Do not forget to make note of important seacurrents and travel routes. They may form the basis later of placing your cities and harbours.

[edit] Climate

By defining the scientific details above you have already accomplished much. Before you start drawing maps make a list of the climatezones and where they will be approximately. Research the effects of each climate zone carefully for they will give you an impact on culture and history.

The Köppen climate classification is one of the most widely used climate classification systems. It is based on the concept that native vegetation is the best expression of climate; thus, climate zone boundaries have been selected with vegetation distribution in mind. It combines average annual and monthly temperatures and precipitation, and the seasonality of precipitation.

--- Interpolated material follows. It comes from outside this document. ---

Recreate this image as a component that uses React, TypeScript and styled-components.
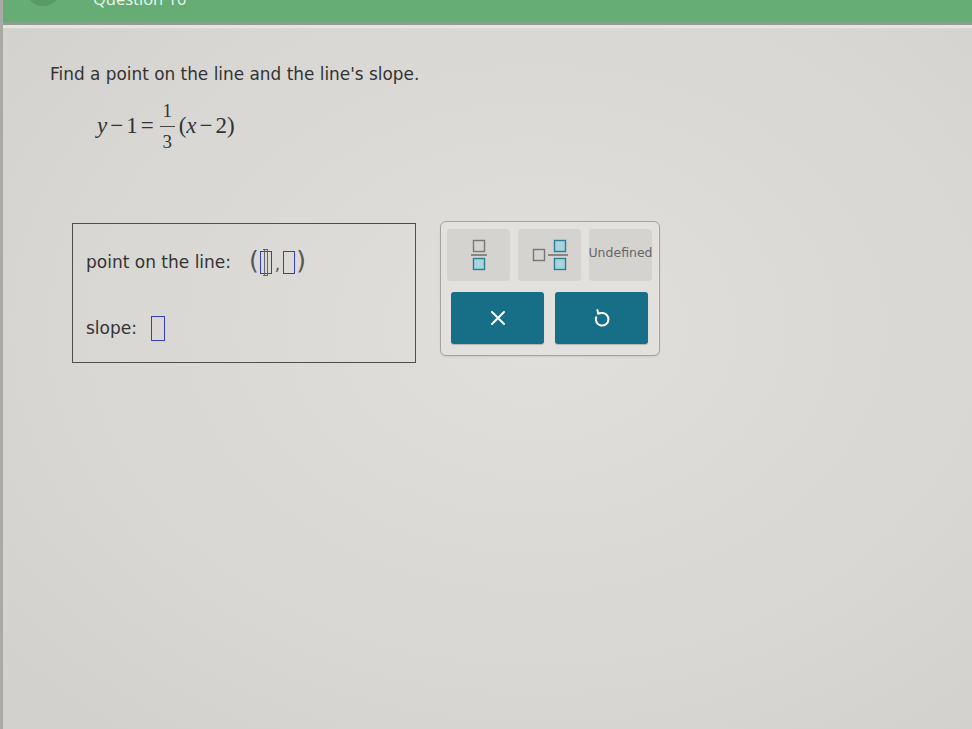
import React from 'react';
import styled, { createGlobalStyle } from 'styled-components';

const GlobalStyle = createGlobalStyle`
  html, body {
    margin: 0;
    padding: 0;
    height: 100%;
  }
  body {
    background: #d9d8d5;
    font-family: 'DejaVu Sans', Verdana, sans-serif;
    color: #333;
  }
`;

const Page = styled.div`
  width: 972px;
  height: 729px;
  overflow: hidden;
  display: flex;
  flex-direction: column;
  background: radial-gradient(ellipse at 55% 45%, #e0dfdc 0%, #d8d7d4 60%, #d1d0cd 100%);
  border-left: 3px solid #a9a9a6;
  box-sizing: border-box;
`;

const Header = styled.div`
  height: 22px;
  flex-shrink: 0;
  background: #65ad74;
  display: flex;
  align-items: flex-end;
  overflow: hidden;
  padding-left: 22px;
  border-bottom: 3px solid #8fa08f;
`;

const HeaderInner = styled.div`
  display: flex;
  align-items: flex-end;
  gap: 32px;
  height: 40px;
  margin-bottom: 17px;
`;

const Avatar = styled.div`
  width: 36px;
  height: 36px;
  border-radius: 50%;
  background: #5a9a67;
  margin-bottom: -1px;
`;

const QuestionTitle = styled.div`
  color: #eef6ee;
  font-size: 16.5px;
  font-family: 'Open Sans', sans-serif;
  line-height: 1;
  margin-bottom: -2px;
`;

const HeaderRule = styled.div`
  height: 3px;
  background: #e6e5e2;
`;

const Content = styled.div`
  padding: 36px 0 0 47px;
  display: flex;
  flex-direction: column;
`;

const Prompt = styled.div`
  font-size: 16.9px;
  color: #333;
`;

const Equation = styled.div`
  margin: 16px 0 0 47px;
  display: flex;
  align-items: center;
  font-family: 'Liberation Serif', 'Times New Roman', serif;
  font-size: 23px;
  color: #333;
  height: 52px;
`;

const Italic = styled.span`
  font-style: italic;
`;

const Op = styled.span`
  margin: 0 3px;
`;

const Fraction = styled.span`
  display: inline-flex;
  flex-direction: column;
  align-items: center;
  font-size: 19px;
  line-height: 18px;
  margin: 0 4px 0 3px;
  gap: 6px;
`;

const FracBar = styled.span`
  width: 15px;
  border-top: 1px solid #444;
`;

const Work = styled.div`
  margin-top: 71px;
  margin-left: 22px;
  display: flex;
  gap: 24px;
  align-items: flex-start;
`;

const AnswerBox = styled.div`
  width: 344px;
  height: 140px;
  border: 1px solid #4e4e4e;
  display: flex;
  flex-direction: column;
  padding: 19px 0 0 13px;
  box-sizing: border-box;
  gap: 28px;
`;

const AnswerRow = styled.div`
  display: flex;
  align-items: center;
  font-size: 17px;
  height: 38px;
  color: #333;
`;

const Label = styled.span<{ $space: number }>`
  margin-right: ${p => p.$space}px;
`;

const Paren = styled.span`
  font-family: 'DejaVu Sans', sans-serif;
  font-size: 25px;
  color: #555;
  line-height: 1;
  margin-top: -3px;
`;

const Slot = styled.span<{ $w?: number; $h?: number }>`
  position: relative;
  display: inline-block;
  width: ${p => p.$w ?? 12}px;
  height: ${p => p.$h ?? 23}px;
  border: 1.5px solid #3b3bc4;
  box-sizing: border-box;
  margin: 0 1px;
`;

const Caret = styled.span`
  position: absolute;
  left: 3px;
  top: -3px;
  bottom: -3px;
  width: 2px;
  border-left: 1px solid #666;
  border-right: 1px solid #666;
  &::before, &::after {
    content: '';
    position: absolute;
    left: -2px;
    width: 4px;
    border-top: 1px solid #666;
  }
  &::before { top: 0; }
  &::after { bottom: 0; }
`;

const Comma = styled.span`
  font-size: 17px;
  color: #555;
  align-self: flex-end;
  margin: 0 2px 7px;
`;

const Keypad = styled.div`
  width: 220px;
  height: 135px;
  margin-top: -2px;
  border: 1px solid #a3a3a0;
  border-radius: 6px;
  background: #e2e1de;
  box-sizing: border-box;
  padding: 7px 7px 0 6px;
  display: flex;
  flex-direction: column;
  gap: 11px;
  box-shadow: 0 1px 2px rgba(0, 0, 0, 0.08);
`;

const KeyRow = styled.div<{ $gap: number; $pad?: number }>`
  display: flex;
  gap: ${p => p.$gap}px;
  padding: 0 ${p => p.$pad ?? 0}px;
`;

const Key = styled.button`
  width: 63px;
  height: 52px;
  border: none;
  border-radius: 4px;
  background: #d4d3d0;
  display: flex;
  align-items: center;
  justify-content: center;
  padding: 0;
  font-family: 'DejaVu Sans', sans-serif;
  font-size: 12.5px;
  color: #666;
  cursor: pointer;
`;

const WordKey = styled(Key)`
  align-items: flex-start;
  padding-top: 16px;
`;

const ActionKey = styled.button`
  width: 93px;
  height: 52px;
  border: none;
  border-radius: 3px;
  background: #176f87;
  display: flex;
  align-items: center;
  justify-content: center;
  padding: 0;
  cursor: pointer;
  box-shadow: 0 1px 1px rgba(0, 0, 0, 0.2);
`;

const FracIcon = () => (
  <svg width="16" height="32" viewBox="0 0 16 32">
    <rect x="2.5" y="1.5" width="11" height="11" fill="none" stroke="#777" strokeWidth="1.4" />
    <line x1="0" y1="16" x2="16" y2="16" stroke="#666" strokeWidth="1.4" />
    <rect x="2.5" y="19.5" width="11" height="11" fill="#a9d4de" stroke="#2b7f96" strokeWidth="1.4" />
  </svg>
);

const MixedIcon = () => (
  <svg width="36" height="32" viewBox="0 0 36 32">
    <rect x="1.5" y="10.5" width="11" height="11" fill="none" stroke="#777" strokeWidth="1.4" />
    <rect x="22.5" y="1.5" width="11" height="11" fill="#a9d4de" stroke="#2b7f96" strokeWidth="1.4" />
    <line x1="16" y1="16" x2="36" y2="16" stroke="#666" strokeWidth="1.4" />
    <rect x="22.5" y="19.5" width="11" height="11" fill="#a9d4de" stroke="#2b7f96" strokeWidth="1.4" />
  </svg>
);

const CloseIcon = () => (
  <svg width="16" height="16" viewBox="0 0 16 16">
    <path d="M2 2 L14 14 M14 2 L2 14" stroke="#fff" strokeWidth="2" strokeLinecap="round" />
  </svg>
);

const UndoIcon = () => (
  <svg width="18" height="20" viewBox="0 0 18 20">
    <path d="M5.2 5.6 L8.6 5 A6.3 6.3 0 1 1 3.2 9.2" fill="none" stroke="#fff" strokeWidth="2" strokeLinecap="round" strokeLinejoin="round" />
    <path d="M5.2 5.6 L4.4 2" fill="none" stroke="#fff" strokeWidth="2" strokeLinecap="round" />
  </svg>
);

const App = () => {
  return (
    <>
      <GlobalStyle />
      <Page>
        <Header>
          <HeaderInner>
            <Avatar />
            <QuestionTitle>Question 10</QuestionTitle>
          </HeaderInner>
        </Header>
        <HeaderRule />
        <Content>
          <Prompt>Find a point on the line and the line's slope.</Prompt>
          <Equation>
            <Italic>y</Italic>
            <Op>−</Op>
            <span>1</span>
            <Op>=</Op>
            <Fraction>
              <span>1</span>
              <FracBar />
              <span>3</span>
            </Fraction>
            <span>(</span>
            <Italic>x</Italic>
            <Op>−</Op>
            <span>2)</span>
          </Equation>
          <Work>
            <AnswerBox>
              <AnswerRow>
                <Label $space={18}>point on the line:</Label>
                <Paren>(</Paren>
                <Slot>
                  <Caret />
                </Slot>
                <Comma>,</Comma>
                <Slot />
                <Paren>)</Paren>
              </AnswerRow>
              <AnswerRow>
                <Label $space={13}>slope:</Label>
                <Slot $w={14} $h={25} />
              </AnswerRow>
            </AnswerBox>
            <Keypad>
              <KeyRow $gap={8}>
                <Key aria-label="fraction">
                  <FracIcon />
                </Key>
                <Key aria-label="mixed number">
                  <MixedIcon />
                </Key>
                <WordKey>Undefined</WordKey>
              </KeyRow>
              <KeyRow $gap={11} $pad={4}>
                <ActionKey aria-label="clear">
                  <CloseIcon />
                </ActionKey>
                <ActionKey aria-label="undo">
                  <UndoIcon />
                </ActionKey>
              </KeyRow>
            </Keypad>
          </Work>
        </Content>
      </Page>
    </>
  );
};

export default App;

• Group A: Tropical/megathermal climates - Tropical climates are characterized by constant high temperature (at sea level and low elevations) — all twelve months of the year have average temperatures of 18 °C (64.4 °F) or higher.
  • Tropical rainforest climate - All twelve months have average precipitation of at least 60 mm (2.36 inches). No natural seasons, though there might be cycles to the availability of the water.
  • Tropical monsoon climate - This type of climate, results from the monsoon winds which change direction according to the seasons. This climate has a driest month with rainfall less than 60 mm, and a wet "rainy" season with far more.
  • Tropical wet and dry or savanna climate - These climates have a pronounced dry season, with the driest month having precipitation less than 60 mm
• Group B: Dry (arid and semiarid) climates (variations in temperature possible) - These climates are characterized by the fact that precipitation is less than potential evapotranspiration.
  • Desert Climate - Deserts are defined as areas with an average annual precipitation of less than 250 millimetres (10 in) per year. Can be both hot or temperate.
  • Steppe Climate - a biome region characterised by grassland plain without trees (apart from those near rivers and lakes). The prairie (especially the shortgrass prairie) can be considered a steppe. It may be semi-desert, or covered with grass or shrubs or both, depending on the season and latitude. The term is also used to denote the climate encountered in regions too dry to support a forest, but not dry enough to be a desert.
• Group C: Temperate/mesothermal climates - These climates have an average temperature above 10 °C (50 °F) in their warmest months, and a coldest month average between −3 °C (27°F) and 18 °C (64 °F).
  • Mediterranean climates - These climates are in the polar front region in winter, and thus have moderate temperatures and changeable, rainy weather. Summers are hot and dry, due to the domination of the subtropical high pressure systems, except in the immediate coastal areas, where summers are milder due to the nearby presence of cold ocean currents that may bring fog but prevent rain.
  • Humid subtropical climates - These climates usually occur in the interiors of continents, or on their east coasts. The summers are humid due to unstable tropical air masses, or onshore Trade Winds.
  • Maritime Temperate climates or Oceanic climates - These climates are dominated all year round by the polar front, leading to changeable, often overcast weather. Summers are cool due to cloud cover, but winters are milder than other climates in similar latitudes.
  • Temperate climate with dry winters- Winters are noticeable and dry and summers very rainy. In the tropics the rainy season is provoked by the tropical airmasses and the dry winters by subtropical high pressure. Temperate temperatures are the consequence of altitude which become cooler year-round.
  • Maritime Subarctic climates or Subpolar Oceanic climates -poleward of the Maritime Temperate climates, and are confined either to narrow coastal strips on the western poleward margins of the continents, or, especially in the Northern Hemisphere, to islands off such coasts.
• Group D: Continental/microthermal climate - These climates have an average temperature above 10 °C (50 °F) in their warmest months, and a coldest month average below −3 °C (or 0 °C in some versions, as noted previously). These usually occur in the interiors of continents, or on their east coasts,
  • Hot Summer Continental climates
  • Warm Summer Continental or Hemiboreal climates -cold winters and long, warm (but not hot) summers, coniferous trees predominate.
  • Continental Subarctic or Boreal (taiga) climates - long, usually very cold winters, and short, cool to mild summers. It is found on large landmasses, away from the moderating effects of an ocean
• Group E: Polar climates -- These climates are characterized by average temperatures below 10 °C (50 °F) in all twelve months of the year
  • Tundra climate - Warmest month has an average temperature between 0 °C (32 °F) and 10 °C (50 °F). A biome where the tree growth is hindered by low temperatures and short growing seasons.
  • Ice Cap climate - All twelve months have average temperatures below 0 °C (32°F).

[edit] Start Drawing Your Map

You now have the beginnings of a world. You can draw the shapes of the landmasses that form your continents, assign mountain ranges, rivers, lakes etc. Check for Natural Resources. Then decide where likely roads and harbours are. On the intersection of roads and other travelroutes you will find a few likely villages and towns, but there might be other probable locations as well. Hold off naming them till you have defined Languages and Culture.

Even if you only start in one single location with your game, it is good to realize what other areas are around because of the concept of Exported Content. In other words, other areas may influence your location and bring plothooks.